Теперь в его работе участвуют несколько десятков человек, на одни доклады приходит меньше слушателей, на другие — больше, но это не те гала — спектакли, которые разыгрывались вначале.
Второе начинание мы осуществили вместе с Е. М. Мелетинским. Мы считали необходимым основать новый журнал по истории культуры. «Одиссей» только начинал свое странствие, формировалась его специфическая направленность, и вместить под его обложку статьи разных направлений, связанных с культурой и историей литературы, представлялось невозможным. Мы предприняли малоуспешные попытки заручиться чьей-то поддержкой, вплоть до Министерства иностранных дел, и, наконец, убедились в том, что журнал может быть создан только на индивидуальной основе. Молодой человек, который к нам прибился, договорился с каким-то банком, ныне давно уже растворившимся в небытии. Так удалось основать журнал «Мировое древо» («Arbor mundi»), который нерегулярно, с перерывами, но все же выходит и поныне, теперь под эгидой РГГУ.

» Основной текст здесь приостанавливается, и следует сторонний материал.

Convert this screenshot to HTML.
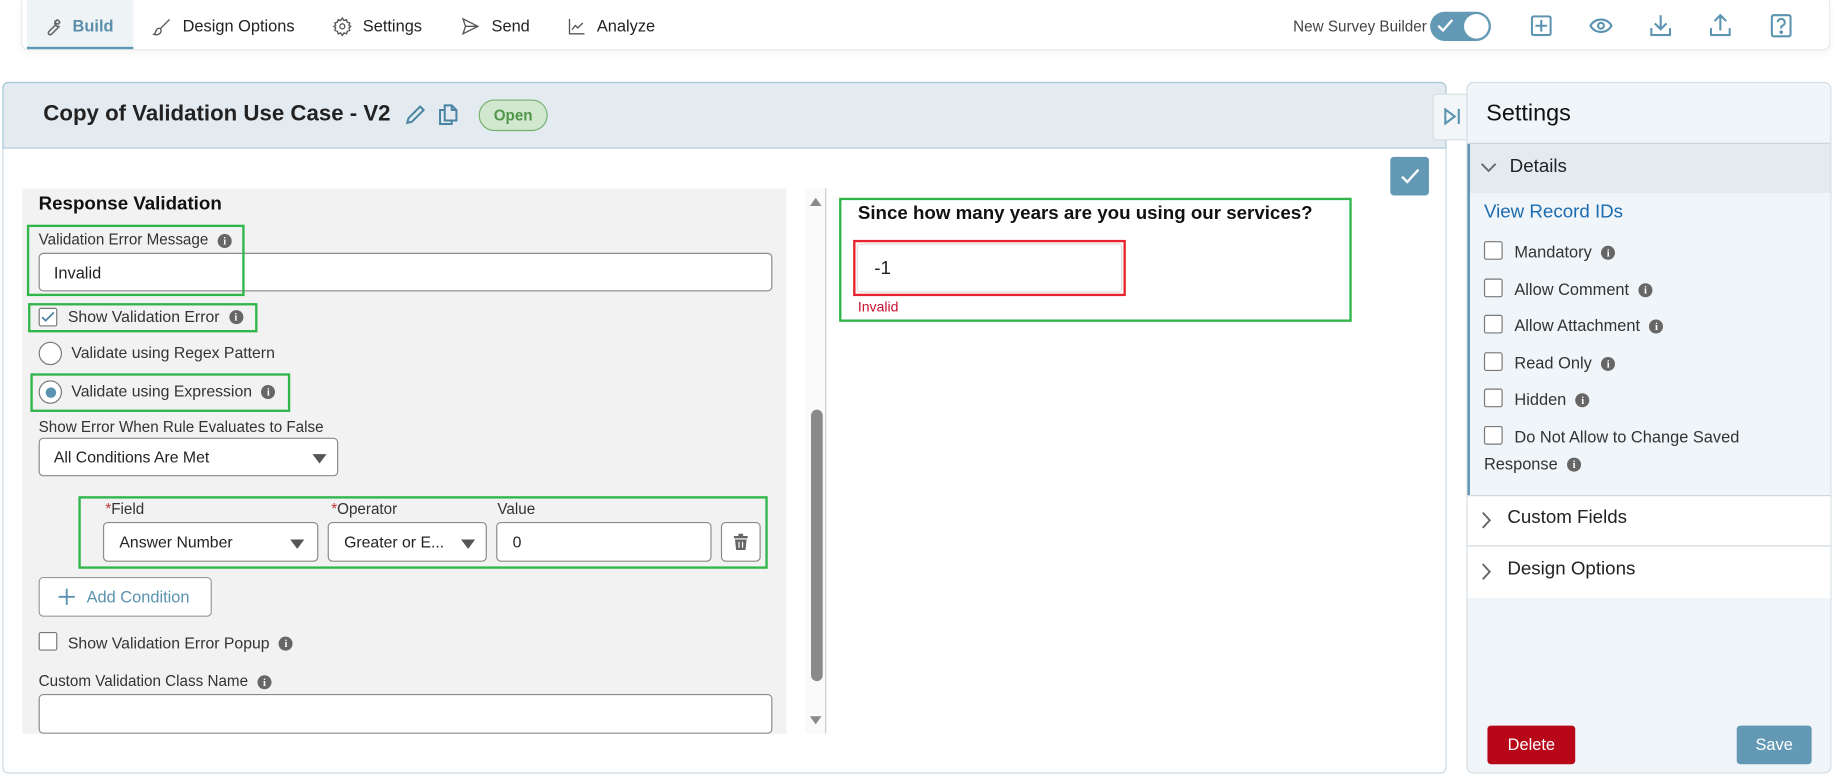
<!DOCTYPE html>
<html><head><meta charset="utf-8">
<style>
*{box-sizing:border-box;margin:0;padding:0}
html,body{width:1835px;height:776px;overflow:hidden;background:#fff;font-family:"Liberation Sans",sans-serif;color:#222}
#w{position:absolute;left:0;top:0;width:1568px;height:663px;transform:scale(1.1703);transform-origin:0 0}
.a{position:absolute}
.t{font-size:14px;color:#222;white-space:nowrap}
.lbl{font-size:13px;color:#333;white-space:nowrap}
.inp{position:absolute;background:#fff;border:1px solid #8a8a8a;border-radius:4px}
.gb{position:absolute;border:2px solid #2fb54a}
.info{display:inline-block;width:12px;height:12px;border-radius:50%;background:#666;color:#fff;font-size:9px;font-weight:bold;text-align:center;line-height:12px;vertical-align:middle;margin-left:8px;font-family:"Liberation Serif",serif}
.cb{position:absolute;width:16px;height:16px;border:1px solid #777;border-radius:2px;background:#fff}
.caret{position:absolute;width:0;height:0;border-left:6px solid transparent;border-right:6px solid transparent;border-top:8px solid #555}
.sc{font-size:14px;color:#333;white-space:nowrap;position:absolute}
</style></head><body><div id="w">

<!-- top bar -->
<div class="a" style="left:18px;top:0;width:1546px;height:43px;background:#fff;border:1px solid #e4e7ea;border-top:none;border-radius:0 0 6px 6px;box-shadow:0 3px 8px rgba(0,0,0,.04)"></div>
<div class="a" style="left:23px;top:0;width:91px;height:42px;background:#eef3f6;border-bottom:2px solid #5b9ab5"></div>
<svg class="a" style="left:36px;top:14px" width="18" height="18" viewBox="0 0 24 24" fill="none" stroke="#666" stroke-width="1.8"><path d="M14.7 6.3a4 4 0 0 0 5 5l-9 9a2 2 0 0 1-3-3l9-9a4 4 0 0 1-2-2z M14.7 6.3 17 4a4 4 0 0 1 3 3l-2.3 2.3"/></svg>
<div class="a t" style="left:62px;top:14px;font-weight:bold;color:#5a8eab">Build</div>
<svg class="a" style="left:130px;top:14px" width="17" height="18" viewBox="0 0 24 24" fill="none" stroke="#555" stroke-width="1.6"><path d="M21 3 10 14M10 14c-2-1-4 0-5 2-1 2-1 4-3 5 3 1 7 0 8-2 1-1 1-3 0-5z"/></svg>
<div class="a t" style="left:156px;top:14px">Design Options</div>
<svg class="a" style="left:284px;top:14px" width="17" height="17" viewBox="0 0 24 24" fill="none" stroke="#555" stroke-width="1.6"><circle cx="12" cy="12" r="3"/><path d="M12 2l2 3 3-1 1 3 3 1-1 3 2 1-2 2 1 3-3 1-1 3-3-1-2 3-2-3-3 1-1-3-3-1 1-3-2-2 2-1-1-3 3-1 1-3 3 1z"/></svg>
<div class="a t" style="left:310px;top:14px">Settings</div>
<svg class="a" style="left:393px;top:14px" width="18" height="17" viewBox="0 0 24 24" fill="none" stroke="#555" stroke-width="1.6"><path d="M3 3l18 9-18 9 3-9zM6 12h15"/></svg>
<div class="a t" style="left:420px;top:14px">Send</div>
<svg class="a" style="left:484px;top:14px" width="18" height="17" viewBox="0 0 24 24" fill="none" stroke="#555" stroke-width="1.6"><path d="M3 3v18h18M6 16l4-5 3 3 6-6"/></svg>
<div class="a t" style="left:510px;top:14px">Analyze</div>

<div class="a" style="left:1105px;top:15px;font-size:13px;color:#444">New Survey Builder</div>
<div class="a" style="left:1222px;top:10px;width:52px;height:25px;border-radius:13px;background:#6399b4"></div>
<div class="a" style="left:1251px;top:12px;width:21px;height:21px;border-radius:50%;background:#fff"></div>
<svg class="a" style="left:1228px;top:16px" width="14" height="12" viewBox="0 0 14 12" fill="none" stroke="#fff" stroke-width="2"><path d="M1 6l4 4 8-9"/></svg>
<svg class="a" style="left:1308px;top:13px" width="18" height="18" viewBox="0 0 18 18" fill="none" stroke="#5b93b0" stroke-width="1.8"><rect x="1" y="1" width="16" height="16" rx="1.5"/><path d="M9 4v10M4 9h10"/></svg>
<svg class="a" style="left:1358px;top:15px" width="20" height="14" viewBox="0 0 20 14" fill="none" stroke="#5b93b0" stroke-width="1.8"><path d="M1 7c4-7 14-7 18 0-4 7-14 7-18 0z"/><circle cx="10" cy="7" r="2.5"/></svg>
<svg class="a" style="left:1410px;top:12px" width="18" height="19" viewBox="0 0 18 19" fill="none" stroke="#5b93b0" stroke-width="1.8"><path d="M9 1v11M4 8l5 5 5-5M1 12v6h16v-6"/></svg>
<svg class="a" style="left:1461px;top:12px" width="18" height="19" viewBox="0 0 18 19" fill="none" stroke="#5b93b0" stroke-width="1.8"><path d="M9 14V2M4 6l5-5 5 5M1 12v6h16v-6"/></svg>
<svg class="a" style="left:1513px;top:12px" width="18" height="20" viewBox="0 0 18 20" fill="none" stroke="#5b93b0" stroke-width="1.8"><rect x="1" y="1" width="16" height="18" rx="1.5"/><path d="M6 7a3 3 0 1 1 4 3c-1 .5-1 1-1 2.5"/><circle cx="9" cy="15.5" r=".6" fill="#5b93b0"/></svg>

<!-- main card -->
<div class="a" style="left:2px;top:70px;width:1234px;height:591px;border:1px solid #c9dae3;border-radius:5px;background:#fff"></div>
<div class="a" style="left:2px;top:70px;width:1234px;height:57px;background:#e3ebf1;border:1px solid #a9c7d6;border-radius:5px 5px 0 0"></div>
<div class="a" style="left:37px;top:87px;font-size:19px;font-weight:bold;color:#222">Copy of Validation Use Case - V2</div>
<svg class="a" style="left:346px;top:89px" width="18" height="18" viewBox="0 0 18 18" fill="none" stroke="#4a84a3" stroke-width="1.7"><path d="M2 16l1-4L13 2l3 3L6 15z"/></svg>
<svg class="a" style="left:373px;top:88px" width="20" height="20" viewBox="0 0 20 20" fill="none" stroke="#4a84a3" stroke-width="1.7"><path d="M7 2h6l4 4v9H7z M13 2v4h4 M7 6H3v12h10v-3"/></svg>
<div class="a" style="left:409px;top:85px;width:59px;height:27px;border-radius:14px;background:#d2e7d0;border:1px solid #74b06e;color:#4f9547;font-size:13px;font-weight:bold;text-align:center;line-height:25px">Open</div>

<div class="a" style="left:1188px;top:134px;width:33px;height:33px;border-radius:3px;background:#6399b4"></div>
<svg class="a" style="left:1197px;top:144px" width="16" height="13" viewBox="0 0 16 13" fill="none" stroke="#fff" stroke-width="2"><path d="M1 7l4.5 4.5L15 1"/></svg>

<!-- left form -->
<div class="a" style="left:19px;top:161px;width:653px;height:466px;background:#f2f2f2"></div>
<div class="a" style="left:33px;top:166px;font-size:16px;font-weight:bold;color:#111">Response Validation</div>
<div class="a lbl" style="left:33px;top:197px">Validation Error Message<span class="info">i</span></div>
<div class="inp" style="left:33px;top:216px;width:627px;height:33px"></div>
<div class="a t" style="left:46px;top:225px">Invalid</div>
<div class="gb" style="left:23px;top:192px;width:186px;height:61px"></div>

<div class="cb" style="left:33px;top:263px"></div>
<svg class="a" style="left:35px;top:266px" width="12" height="10" viewBox="0 0 12 10" fill="none" stroke="#4a84a3" stroke-width="1.5"><path d="M1 5l3 3 7-7"/></svg>
<div class="a lbl" style="left:58px;top:263px;font-size:13.5px">Show Validation Error<span class="info">i</span></div>
<div class="gb" style="left:24px;top:259px;width:196px;height:25px"></div>

<div class="a" style="left:33px;top:292px;width:20px;height:20px;border-radius:50%;border:1px solid #777;background:#fff"></div>
<div class="a lbl" style="left:61px;top:294px;font-size:13.5px">Validate using Regex Pattern</div>
<div class="a" style="left:33px;top:325px;width:20px;height:20px;border-radius:50%;border:1px solid #777;background:#fff"></div>
<div class="a" style="left:38.5px;top:330.5px;width:9px;height:9px;border-radius:50%;background:#5b93b0"></div>
<div class="a lbl" style="left:61px;top:327px;font-size:13.5px">Validate using Expression<span class="info">i</span></div>
<div class="gb" style="left:26px;top:319px;width:222px;height:33px"></div>

<div class="a lbl" style="left:33px;top:357px">Show Error When Rule Evaluates to False</div>
<div class="inp" style="left:33px;top:374px;width:256px;height:33px"></div>
<div class="a t" style="left:46px;top:383px;font-size:13.5px">All Conditions Are Met</div>
<div class="caret" style="left:267px;top:388px"></div>

<div class="a lbl" style="left:90px;top:427px"><span style="color:#c23934">*</span>Field</div>
<div class="a lbl" style="left:283px;top:427px"><span style="color:#c23934">*</span>Operator</div>
<div class="a lbl" style="left:425px;top:427px">Value</div>
<div class="inp" style="left:88px;top:446px;width:184px;height:34px"></div>
<div class="a t" style="left:102px;top:456px;font-size:13.5px">Answer Number</div>
<div class="caret" style="left:248px;top:461px"></div>
<div class="inp" style="left:280px;top:446px;width:136px;height:34px"></div>
<div class="a t" style="left:294px;top:456px;font-size:13.5px">Greater or E...</div>
<div class="caret" style="left:394px;top:461px"></div>
<div class="inp" style="left:424px;top:446px;width:184px;height:34px"></div>
<div class="a t" style="left:438px;top:456px;font-size:13.5px">0</div>
<div class="inp" style="left:616px;top:446px;width:34px;height:34px"></div>
<svg class="a" style="left:627px;top:456px" width="12" height="14" viewBox="0 0 12 14" fill="#666"><rect x="0" y="2" width="12" height="2"/><rect x="4" y="0" width="4" height="2"/><path d="M1 5h10l-1 9H2z"/><rect x="4" y="7" width="1" height="5" fill="#fff"/><rect x="7" y="7" width="1" height="5" fill="#fff"/></svg>
<div class="gb" style="left:67px;top:424px;width:589px;height:62px"></div>

<div class="inp" style="left:33px;top:493px;width:148px;height:34px;border-color:#999"></div>
<svg class="a" style="left:50px;top:503px" width="14" height="14" viewBox="0 0 14 14" stroke="#5b93b0" stroke-width="1.6"><path d="M7 0v14M0 7h14"/></svg>
<div class="a" style="left:74px;top:502px;font-size:14px;color:#5b93b0">Add Condition</div>

<div class="cb" style="left:33px;top:540px"></div>
<div class="a lbl" style="left:58px;top:542px;font-size:13.5px">Show Validation Error Popup<span class="info">i</span></div>
<div class="a lbl" style="left:33px;top:574px">Custom Validation Class Name<span class="info">i</span></div>
<div class="inp" style="left:33px;top:593px;width:627px;height:34px"></div>

<!-- scrollbar -->
<div class="a" style="left:688px;top:161px;width:18px;height:466px;background:#fafafa;border-right:1px solid #ccc"></div>
<div class="a" style="left:692px;top:169px;width:0;height:0;border-left:5px solid transparent;border-right:5px solid transparent;border-bottom:7px solid #8a8a8a"></div>
<div class="a" style="left:693px;top:350px;width:10px;height:232px;border-radius:5px;background:#8a8a8a"></div>
<div class="a" style="left:692px;top:612px;width:0;height:0;border-left:5px solid transparent;border-right:5px solid transparent;border-top:7px solid #8a8a8a"></div>

<!-- preview -->
<div class="gb" style="left:717px;top:169px;width:438px;height:106px"></div>
<div class="a" style="left:733px;top:174px;font-size:16px;font-weight:bold;color:#111">Since how many years are you using our services?</div>
<div class="a" style="left:729px;top:205px;width:233px;height:48px;border:2px solid #e8232b"></div>
<div class="a" style="left:732px;top:208px;width:227px;height:42px;border:1px solid #ddd;border-radius:3px"></div>
<div class="a" style="left:747px;top:221px;font-size:16px;color:#222">-1</div>
<div class="a" style="left:733px;top:255px;font-size:12px;color:#c8102e">Invalid</div>

<!-- collapse tab -->
<div class="a" style="left:1224px;top:80px;width:32px;height:40px;background:#f2f6f8;border:1px solid #d6dde2;border-radius:4px 0 0 4px"></div>
<svg class="a" style="left:1233px;top:92px" width="16" height="15" viewBox="0 0 16 15" fill="none" stroke="#5b93b0" stroke-width="1.8"><path d="M2 1.5l8 6-8 6z M13.5 1v13"/></svg>

<!-- settings panel -->
<div class="a" style="left:1253px;top:70px;width:312px;height:591px;background:#eff5f8;border:1px solid #d4dde3;border-radius:6px"></div>
<div class="a" style="left:1270px;top:86px;font-size:20px;color:#111">Settings</div>
<div class="a" style="left:1254px;top:122px;width:310px;height:1px;background:#c9d3da"></div>
<div class="a" style="left:1254px;top:123px;width:310px;height:42px;background:#e3ebf1"></div>
<div class="a" style="left:1254px;top:123px;width:2px;height:300px;background:#5b93b0"></div>
<svg class="a" style="left:1265px;top:139px" width="14" height="9" viewBox="0 0 14 9" fill="none" stroke="#666" stroke-width="1.6"><path d="M1 1l6 6 6-6"/></svg>
<div class="a" style="left:1290px;top:134px;font-size:16px;color:#222">Details</div>
<div class="a" style="left:1268px;top:173px;font-size:16px;color:#1c6bb0">View Record IDs</div>
<div class="cb" style="left:1268px;top:206px"></div><div class="sc" style="left:1294px;top:207px">Mandatory<span class="info">i</span></div>
<div class="cb" style="left:1268px;top:238px"></div><div class="sc" style="left:1294px;top:239px">Allow Comment<span class="info">i</span></div>
<div class="cb" style="left:1268px;top:269px"></div><div class="sc" style="left:1294px;top:270px">Allow Attachment<span class="info">i</span></div>
<div class="cb" style="left:1268px;top:301px"></div><div class="sc" style="left:1294px;top:302px">Read Only<span class="info">i</span></div>
<div class="cb" style="left:1268px;top:332px"></div><div class="sc" style="left:1294px;top:333px">Hidden<span class="info">i</span></div>
<div class="cb" style="left:1268px;top:364px"></div><div class="sc" style="left:1294px;top:365px">Do Not Allow to Change Saved</div>
<div class="sc" style="left:1268px;top:388px">Response<span class="info">i</span></div>
<div class="a" style="left:1254px;top:423px;width:310px;height:88px;background:#fff;border-top:1px solid #cfd6dc"></div>
<div class="a" style="left:1254px;top:466px;width:310px;height:1px;background:#cfd6dc"></div>
<svg class="a" style="left:1266px;top:437px" width="9" height="15" viewBox="0 0 9 15" fill="none" stroke="#666" stroke-width="1.6"><path d="M1 1l6 6.5L1 14"/></svg>
<div class="a" style="left:1288px;top:434px;font-size:16px;color:#222">Custom Fields</div>
<svg class="a" style="left:1266px;top:481px" width="9" height="15" viewBox="0 0 9 15" fill="none" stroke="#666" stroke-width="1.6"><path d="M1 1l6 6.5L1 14"/></svg>
<div class="a" style="left:1288px;top:478px;font-size:16px;color:#222">Design Options</div>
<div class="a" style="left:1271px;top:620px;width:75px;height:33px;border-radius:3px;background:#b80718;color:#fff;font-size:14px;text-align:center;line-height:33px">Delete</div>
<div class="a" style="left:1484px;top:620px;width:64px;height:33px;border-radius:3px;background:#6399b4;color:#fff;font-size:14px;text-align:center;line-height:33px">Save</div>

</div></body></html>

Были и другие начинания, касавшиеся педагогического поприща. Я вам расскажу нечто похожее на легенду, с правдоподобностью которой я постепенно освоился, поскольку сам стал участником событий. Тут было нечто неожиданное для человека, привыкшего к тому, что в организационном плане самостоятельно ничего сделать нельзя. Я помню, в детстве мы читали рассказы дедушки Дурова, знаменитого дрессировщика, основателя династии Дуровых. Голубя посадили на цепочку, он мог, взмахивая крылышками, попорхать над колышком, к которому привязали цепочку, попрыгать вокруг, но летать не мог. Прошло какое-то время, цепочку сняли, голубь больше не летал. Нас приучили к тому, что в рамках официальных структур никакая инициатива невозможна.